## Stated problem
From the entries that follow, extract each line holding the string "styles".

-----

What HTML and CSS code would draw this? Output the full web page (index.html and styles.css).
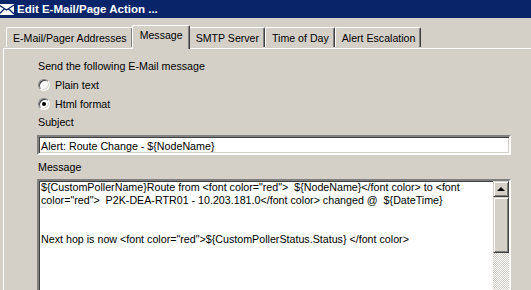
FILE: index.html
```html
<!DOCTYPE html>
<html lang="en">
<head>
  <meta charset="UTF-8">
  <title>Edit E-Mail/Page Action</title>
  <link rel="stylesheet" href="styles.css">
</head>
<body>

  <div class="titulo">
    <svg class="sobre" width="15" height="11" viewBox="0 0 15 11">
      <rect x="0.5" y="0.5" width="14" height="10" fill="#fff" stroke="#fff"/>
      <path d="M0 1 L7.5 6 L15 1 M0 10 L5.5 4.7 M15 10 L9.5 4.7" stroke="#0a246a" stroke-width="1.3" fill="none"/>
    </svg>
    <span>Edit E-Mail/Page Action ...</span>
  </div>

  <div class="pestanas">
    <div class="pestana">E-Mail/Pager Addresses</div>
    <div class="pestana activa">Message</div>
    <div class="pestana">SMTP Server</div>
    <div class="pestana">Time of Day</div>
    <div class="pestana">Alert Escalation</div>
  </div>

  <div class="panel">
    <div class="etiqueta">Send the following E-Mail message</div>
    <label class="opcion"><span class="radio"></span>Plain text</label>
    <label class="opcion"><span class="radio marcado"></span>Html format</label>
    <div class="etiqueta">Subject</div>
    <div class="caja-texto">Alert: Route Change - ${NodeName}</div>
    <div class="etiqueta etiqueta-msg">Message</div>
    <div class="area-texto">
      <div class="contenido">${CustomPollerName}Route from &lt;font color="red"&gt;  ${NodeName}&lt;/font color&gt; to &lt;font
color="red"&gt;  P2K-DEA-RTR01 - 10.203.181.0&lt;/font color&gt; changed @  ${DateTime}


Next hop is now &lt;font color="red"&gt;${CustomPollerStatus.Status} &lt;/font color&gt;</div>
      <div class="barra">
        <div class="boton-flecha"><span class="flecha"></span></div>
        <div class="pulgar"></div>
        <div class="pista"></div>
      </div>
    </div>
  </div>

</body>
</html>
```

FILE: styles.css
```css
body {
  margin: 0;
  background-color: #d4d0c8;
  font-family: "Liberation Sans", Arial, sans-serif;
  font-size: 10.7px;
  color: #000;
  overflow: hidden;
}

.titulo {
  height: 18px;
  background-color: #0a246a;
  color: #fff;
  display: flex;
  align-items: center;
  gap: 3px;
  font-weight: bold;
  font-size: 11.5px;
}

.sobre {
  margin-left: -1px;
}

.pestanas {
  display: flex;
  align-items: flex-end;
  height: 24px;
  margin-top: 6px;
  padding-left: 6px;
  font-size: 10.6px;
}

.pestana {
  height: 20px;
  box-sizing: border-box;
  padding: 4px 5px 0 6px;
  border-top: 1px solid #fff;
  border-left: 1px solid #fff;
  border-right: 1px solid #404040;
  box-shadow: inset -1px 0 0 #808080;
  border-radius: 2px 2px 0 0;
  margin-bottom: 1px;
  white-space: nowrap;
}

.pestana.activa {
  height: 24px;
  padding-top: 3px;
  margin: 0 -1px -1px -1px;
  position: relative;
  z-index: 1;
  background-color: #d4d0c8;
  padding-left: 7px;
  padding-right: 6px;
}

.panel {
  margin-left: 3px;
  border-top: 1px solid #fff;
  border-left: 1px solid #fff;
  padding: 10px 20px 0 33px;
  display: flex;
  flex-direction: column;
}

.etiqueta {
  height: 14px;
  line-height: 14px;
  padding-left: 1px;
}

.opcion {
  display: flex;
  align-items: center;
  gap: 5px;
  height: 14px;
  margin-top: 5px;
  padding-left: 1px;
}

.opcion + .etiqueta {
  margin-top: 4px;
}

.radio {
  width: 12px;
  height: 12px;
  box-sizing: border-box;
  border-radius: 50%;
  background-color: #fff;
  border: 1px solid;
  border-color: #808080 #fff #fff #808080;
  box-shadow: inset 1px 1px 0 #404040, inset -1px -1px 0 #d4d0c8;
  display: flex;
  align-items: center;
  justify-content: center;
}

.radio.marcado::after {
  content: "";
  width: 4px;
  height: 4px;
  border-radius: 50%;
  background-color: #000;
}

.caja-texto {
  margin-top: 6px;
  height: 20px;
  box-sizing: border-box;
  background-color: #fff;
  border: 2px solid;
  border-color: #808080 #fff #fff #808080;
  box-shadow: inset 1px 1px 0 #404040, inset -1px -1px 0 #d4d0c8;
  padding: 3px 2px 0 2px;
  line-height: 13px;
}

.etiqueta-msg {
  margin-top: 5px;
}

.area-texto {
  margin-top: 5px;
  height: 140px;
  display: flex;
  background-color: #fff;
  border: 2px solid;
  border-color: #808080 #fff #fff #808080;
  box-shadow: inset 1px 1px 0 #404040;
}

.contenido {
  flex: 1;
  white-space: pre;
  line-height: 13px;
  padding: 0 2px;
  overflow: hidden;
}

.barra {
  width: 16px;
  display: flex;
  flex-direction: column;
}

.boton-flecha,
.pulgar {
  box-sizing: border-box;
  background-color: #d4d0c8;
  border: 1px solid;
  border-color: #d4d0c8 #404040 #404040 #d4d0c8;
  box-shadow: inset 1px 1px 0 #fff, inset -1px -1px 0 #808080;
}

.boton-flecha {
  height: 16px;
  display: flex;
  align-items: center;
  justify-content: center;
}

.flecha {
  width: 0;
  height: 0;
  border-left: 4px solid transparent;
  border-right: 4px solid transparent;
  border-bottom: 4px solid #000;
  margin-top: -1px;
}

.pulgar {
  height: 56px;
}

.pista {
  flex: 1;
  background-color: #fff;
  background-image: repeating-conic-gradient(#d4d0c8 0 25%, #fff 0 50%);
  background-size: 2px 2px;
}
```
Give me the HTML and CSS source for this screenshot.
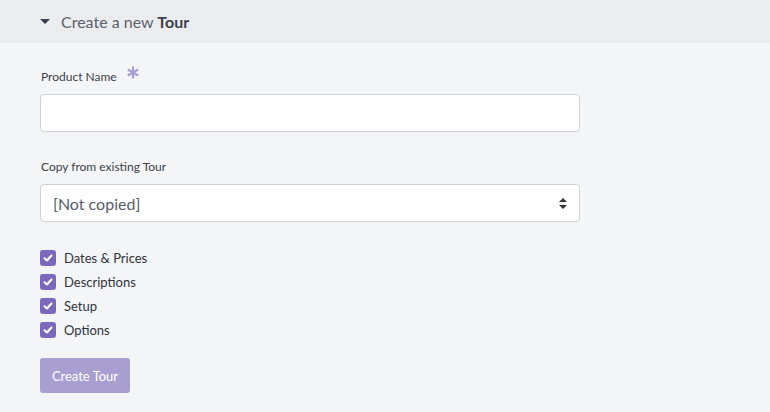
FILE: index.html
```html
<!DOCTYPE html>
<html>
<head>
<meta charset="utf-8">
<link rel="stylesheet" href="styles.css">
</head>
<body>
<div class="panel">
  <div class="panel-head">
    <span class="caret"></span>
    <span class="title">Create a new <b>Tour</b></span>
  </div>
  <div class="panel-body">
    <div class="field">
      <label class="label label-name">Product Name <svg class="req" width="12" height="13" viewBox="0 0 12 13"><g stroke="#aa9fd5" stroke-width="2.2" stroke-linecap="butt"><path d="M6 0.5 V12.5"/><path d="M0.8 3.5 L11.2 9.5"/><path d="M0.8 9.5 L11.2 3.5"/></g></svg></label>
      <div class="input"></div>
    </div>
    <div class="field field-copy">
      <label class="label label-copy">Copy from existing Tour</label>
      <div class="input select">
        <span class="select-text">[Not copied]</span>
        <svg class="arrows" width="8" height="11" viewBox="0 0 8 11"><path d="M4 0 L8 4 L0 4 Z M0 7 L8 7 L4 11 Z" fill="#333"/></svg>
      </div>
    </div>
    <ul class="checks">
      <li><span class="box"><svg width="10" height="8" viewBox="0 0 10 8"><path d="M1.5 4.2 L4 6.5 L8.5 1.5" stroke="#fff" stroke-width="2" fill="none" stroke-linecap="round" stroke-linejoin="round"/></svg></span>Dates &amp; Prices</li>
      <li><span class="box"><svg width="10" height="8" viewBox="0 0 10 8"><path d="M1.5 4.2 L4 6.5 L8.5 1.5" stroke="#fff" stroke-width="2" fill="none" stroke-linecap="round" stroke-linejoin="round"/></svg></span>Descriptions</li>
      <li><span class="box"><svg width="10" height="8" viewBox="0 0 10 8"><path d="M1.5 4.2 L4 6.5 L8.5 1.5" stroke="#fff" stroke-width="2" fill="none" stroke-linecap="round" stroke-linejoin="round"/></svg></span>Setup</li>
      <li><span class="box"><svg width="10" height="8" viewBox="0 0 10 8"><path d="M1.5 4.2 L4 6.5 L8.5 1.5" stroke="#fff" stroke-width="2" fill="none" stroke-linecap="round" stroke-linejoin="round"/></svg></span>Options</li>
    </ul>
    <button class="btn">Create Tour</button>
  </div>
</div>
</body>
</html>
```

FILE: styles.css
```css
html, body {
  margin: 0;
  padding: 0;
  background: #f4f5f7;
  font-family: Lato, "Open Sans", sans-serif;
}
.panel {
  width: 770px;
  height: 412px;
  overflow: hidden;
}
.panel-head {
  height: 43px;
  background: #ebecee;
  display: flex;
  align-items: center;
  padding-left: 40px;
  box-sizing: border-box;
}
.caret {
  width: 0;
  height: 0;
  border-left: 5px solid transparent;
  border-right: 5px solid transparent;
  border-top: 5px solid #3a3f4f;
  margin-right: 11px;
  margin-top: -1px;
}
.title {
  font-size: 16px;
  color: #5b606d;
}
.title b {
  color: #3a3f4f;
  font-weight: 700;
}
.panel-body {
  padding: 26px 40px 0 40px;
}
.field {
  width: 540px;
}
.label {
  display: flex;
  align-items: center;
  font-size: 12px;
  color: #3c3f48;
  height: 16px;
  line-height: 16px;
  margin-bottom: 9px;
  padding-left: 1px;
}
.req {
  display: block;
  margin-left: 10px;
  margin-top: -9px;
}
.input {
  height: 38px;
  background: #fff;
  border: 1px solid #cfd1d8;
  border-radius: 4px;
  box-sizing: border-box;
}
.field-copy {
  margin-top: 27px;
}
.select {
  display: flex;
  align-items: center;
  justify-content: space-between;
  padding: 0 12px 0 12px;
}
.select-text {
  font-size: 16px;
  color: #585c68;
}
.arrows {
  display: block;
}
.checks {
  list-style: none;
  margin: 28px 0 0 0;
  padding: 0;
}
.checks li {
  display: flex;
  align-items: center;
  height: 16px;
  margin-bottom: 8px;
  font-size: 13px;
  color: #2f333c;
}
.box {
  width: 16px;
  height: 16px;
  background: #7b68b9;
  border-radius: 3px;
  margin-right: 8px;
  display: flex;
  align-items: center;
  justify-content: center;
}
.btn {
  margin-top: 12px;
  width: 90px;
  height: 35px;
  background: #a99ed0;
  border: none;
  border-radius: 3px;
  color: #fff;
  font-family: Lato, "Open Sans", sans-serif;
  font-size: 13px;
  padding: 0;
}
```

-----

## Solution to the problem
What HTML and CSS code would draw this? Output the full web page (index.html and styles.css).
  <link rel="stylesheet" href="styles.css">
FILE: styles.css
<link rel="stylesheet" href="styles.css">
FILE: styles.css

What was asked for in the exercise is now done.